Figure 1-6 Physical View of a Server Cluster Model Using ECMP
The recommended server cluster design leverages the following technical aspects or features:
- Equal cost multi-path—ECMP support for IP permits a highly effective load distribution of traffic across multiple uplinks between servers across the access layer. Although Figure 1-6 demonstrates a four-way ECMP design, this can scale to eight-way by adding additional paths.
- Distributed forwarding—By using distributed forwarding cards on interface modules, the design takes advantage of improved switching performance and lower latency.
- L3 plus L4 hashing algorithms—Distributed Cisco Express Forwarding-based load balancing permits ECMP hashing algorithms based on Layer 3 IP source-destination plus Layer 4 source-destination port, allowing a highly granular level of load distribution.
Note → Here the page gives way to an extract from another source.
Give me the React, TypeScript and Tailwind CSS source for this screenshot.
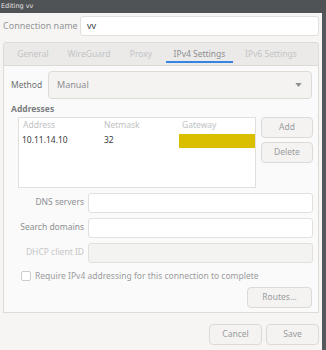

- Scalable server density—The ability to add access layer switches in a modular fashion permits a cluster to start out small and easily increase as required.
- Scalable fabric bandwidth—ECMP permits additional links to be added between the core and access layer as required, providing a flexible method of adjusting oversubscription and bandwidth per server.
In the preceding design, master nodes are distributed across multiple access layer switches to provide redundancy as well as to distribute load.
Further details on multiple server cluster topologies, hardware recommendations, and oversubscription calculations are covered in Chapter 3 “Server Cluster Designs with Ethernet.”